A new article published by Water International highlights the regeneration of the formerly degraded socio-ecological system of Laporiya village in the semi-arid Salt Lake region of Rajasthan state, India.
Using a multi-methods approach, comprising informant interviews, field observations, literature review and analysis of remotely sensed data, authors Mark Everard (UWE Bristol and IWSN) and Harry West (UWE Bristol) have conducted a comparison of Laporiya before and after water management interventions. They have also compared Laporiya with a broadly similar adjacent village (Antoli), which has lacked such interventions. The study focuses on chauka, which are geographically-specific, nature-based, water-harvesting solutions implemented on common grazing land, and specifically designed for the low slope and saline conditions of this region of Rajasthan.
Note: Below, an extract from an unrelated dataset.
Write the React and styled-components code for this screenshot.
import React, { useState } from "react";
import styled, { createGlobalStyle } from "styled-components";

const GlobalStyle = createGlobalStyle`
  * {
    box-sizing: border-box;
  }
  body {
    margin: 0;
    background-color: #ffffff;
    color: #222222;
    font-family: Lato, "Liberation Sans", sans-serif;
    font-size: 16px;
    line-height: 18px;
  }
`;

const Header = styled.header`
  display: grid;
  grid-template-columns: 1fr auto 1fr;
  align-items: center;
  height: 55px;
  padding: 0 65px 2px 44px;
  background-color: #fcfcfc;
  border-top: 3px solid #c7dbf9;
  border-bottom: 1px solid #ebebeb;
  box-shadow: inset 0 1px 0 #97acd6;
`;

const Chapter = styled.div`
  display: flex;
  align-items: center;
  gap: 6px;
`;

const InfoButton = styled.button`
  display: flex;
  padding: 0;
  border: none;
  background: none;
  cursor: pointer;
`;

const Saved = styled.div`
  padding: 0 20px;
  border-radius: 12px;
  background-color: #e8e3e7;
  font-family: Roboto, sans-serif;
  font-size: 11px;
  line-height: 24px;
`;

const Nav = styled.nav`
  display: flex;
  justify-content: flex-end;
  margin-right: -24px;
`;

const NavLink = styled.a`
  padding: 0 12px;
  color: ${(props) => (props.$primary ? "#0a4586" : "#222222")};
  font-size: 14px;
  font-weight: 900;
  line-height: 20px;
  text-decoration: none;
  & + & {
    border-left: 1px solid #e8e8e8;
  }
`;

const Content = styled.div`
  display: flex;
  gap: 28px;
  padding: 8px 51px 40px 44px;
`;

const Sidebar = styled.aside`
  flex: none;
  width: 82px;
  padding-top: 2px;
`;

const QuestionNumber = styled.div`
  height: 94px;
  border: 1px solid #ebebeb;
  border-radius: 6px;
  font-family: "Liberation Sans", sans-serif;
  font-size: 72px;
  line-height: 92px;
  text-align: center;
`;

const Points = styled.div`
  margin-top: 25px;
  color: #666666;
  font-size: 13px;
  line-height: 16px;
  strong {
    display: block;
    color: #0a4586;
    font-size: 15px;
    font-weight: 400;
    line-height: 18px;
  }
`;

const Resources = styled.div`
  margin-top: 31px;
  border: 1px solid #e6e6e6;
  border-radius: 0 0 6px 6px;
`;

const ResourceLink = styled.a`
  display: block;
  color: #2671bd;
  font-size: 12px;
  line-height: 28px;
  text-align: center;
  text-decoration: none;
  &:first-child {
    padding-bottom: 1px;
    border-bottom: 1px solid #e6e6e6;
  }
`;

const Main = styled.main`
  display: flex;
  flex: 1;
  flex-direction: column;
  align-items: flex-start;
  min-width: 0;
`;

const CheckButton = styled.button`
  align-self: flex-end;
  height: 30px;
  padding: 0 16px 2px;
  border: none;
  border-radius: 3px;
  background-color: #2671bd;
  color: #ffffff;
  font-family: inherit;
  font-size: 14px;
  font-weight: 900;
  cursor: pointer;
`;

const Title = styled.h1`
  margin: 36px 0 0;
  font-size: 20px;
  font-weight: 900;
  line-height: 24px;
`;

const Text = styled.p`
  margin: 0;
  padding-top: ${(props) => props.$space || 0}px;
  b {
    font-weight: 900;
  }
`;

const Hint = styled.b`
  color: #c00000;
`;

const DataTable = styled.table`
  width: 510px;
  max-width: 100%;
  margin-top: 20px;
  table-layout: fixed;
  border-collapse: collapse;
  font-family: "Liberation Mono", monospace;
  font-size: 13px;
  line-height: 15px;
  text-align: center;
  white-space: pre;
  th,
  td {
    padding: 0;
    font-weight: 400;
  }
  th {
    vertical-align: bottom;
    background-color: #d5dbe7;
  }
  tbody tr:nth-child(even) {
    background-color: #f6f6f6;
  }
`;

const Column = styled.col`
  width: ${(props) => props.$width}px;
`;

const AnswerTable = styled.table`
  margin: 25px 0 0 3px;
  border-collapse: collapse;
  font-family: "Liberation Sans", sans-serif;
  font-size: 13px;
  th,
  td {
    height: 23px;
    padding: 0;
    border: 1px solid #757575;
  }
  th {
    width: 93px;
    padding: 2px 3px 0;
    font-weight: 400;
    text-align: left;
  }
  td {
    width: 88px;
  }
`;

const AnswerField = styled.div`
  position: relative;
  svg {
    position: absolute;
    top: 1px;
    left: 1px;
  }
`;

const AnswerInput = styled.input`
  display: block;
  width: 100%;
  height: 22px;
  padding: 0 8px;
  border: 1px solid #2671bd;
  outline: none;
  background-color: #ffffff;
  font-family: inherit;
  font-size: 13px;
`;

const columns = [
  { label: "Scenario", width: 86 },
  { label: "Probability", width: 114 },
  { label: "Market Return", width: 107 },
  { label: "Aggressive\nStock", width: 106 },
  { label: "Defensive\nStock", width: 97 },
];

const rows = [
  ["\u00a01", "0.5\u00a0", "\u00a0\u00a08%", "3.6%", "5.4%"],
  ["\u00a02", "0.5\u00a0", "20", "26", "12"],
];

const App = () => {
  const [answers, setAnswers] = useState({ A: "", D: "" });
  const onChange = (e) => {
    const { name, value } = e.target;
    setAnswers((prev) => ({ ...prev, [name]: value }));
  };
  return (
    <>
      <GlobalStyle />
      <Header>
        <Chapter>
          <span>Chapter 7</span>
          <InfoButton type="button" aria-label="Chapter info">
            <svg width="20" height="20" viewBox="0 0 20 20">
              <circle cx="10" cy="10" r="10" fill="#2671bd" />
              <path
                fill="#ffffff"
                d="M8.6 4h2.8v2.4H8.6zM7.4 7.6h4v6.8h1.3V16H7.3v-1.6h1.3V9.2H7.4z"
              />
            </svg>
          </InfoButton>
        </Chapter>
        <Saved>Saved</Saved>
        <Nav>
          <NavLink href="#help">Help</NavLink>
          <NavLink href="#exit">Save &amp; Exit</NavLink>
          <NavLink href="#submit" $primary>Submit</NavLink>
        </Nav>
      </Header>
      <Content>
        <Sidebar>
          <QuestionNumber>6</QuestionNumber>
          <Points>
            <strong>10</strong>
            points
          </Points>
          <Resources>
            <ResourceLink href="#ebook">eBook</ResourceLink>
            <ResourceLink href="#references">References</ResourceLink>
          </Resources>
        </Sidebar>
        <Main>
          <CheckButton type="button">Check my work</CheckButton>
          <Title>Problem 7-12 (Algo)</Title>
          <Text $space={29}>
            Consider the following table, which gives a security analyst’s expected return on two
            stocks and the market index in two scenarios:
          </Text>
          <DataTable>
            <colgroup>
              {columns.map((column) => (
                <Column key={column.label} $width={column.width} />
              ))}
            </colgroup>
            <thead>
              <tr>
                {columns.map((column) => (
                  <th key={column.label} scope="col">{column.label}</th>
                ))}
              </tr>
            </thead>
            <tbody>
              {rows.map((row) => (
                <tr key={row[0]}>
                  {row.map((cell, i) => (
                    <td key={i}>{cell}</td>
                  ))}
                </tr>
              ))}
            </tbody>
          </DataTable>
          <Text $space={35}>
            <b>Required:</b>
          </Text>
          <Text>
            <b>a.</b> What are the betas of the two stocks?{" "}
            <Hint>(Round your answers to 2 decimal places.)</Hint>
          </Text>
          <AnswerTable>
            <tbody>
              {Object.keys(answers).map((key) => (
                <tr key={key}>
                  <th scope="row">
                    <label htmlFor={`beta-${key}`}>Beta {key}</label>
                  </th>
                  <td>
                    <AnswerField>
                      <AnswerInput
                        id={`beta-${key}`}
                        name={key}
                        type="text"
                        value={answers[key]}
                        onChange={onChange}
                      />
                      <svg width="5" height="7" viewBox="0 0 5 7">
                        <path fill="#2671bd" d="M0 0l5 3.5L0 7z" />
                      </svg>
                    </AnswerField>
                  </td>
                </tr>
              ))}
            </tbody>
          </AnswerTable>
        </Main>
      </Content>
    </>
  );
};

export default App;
Local people are key participants and agents as well as principal beneficiaries of innovative nature-based management interventions, which depend on consensual stewardship by communities, abiding by agreements consistent with natural processes regenerating water and ecosystems. Technological innovations and governance are adapted to environmental processes and local livelihood priorities, thus resisting imposed engineered solutions.
The authors conclude that their findings: “illustrate how different governance arrangements have profound impacts on whole socio-ecological systems and the sustainable accommodation between people and the natural systems that support them. This knowledge…can be transferred to other regions facing similar challenges.”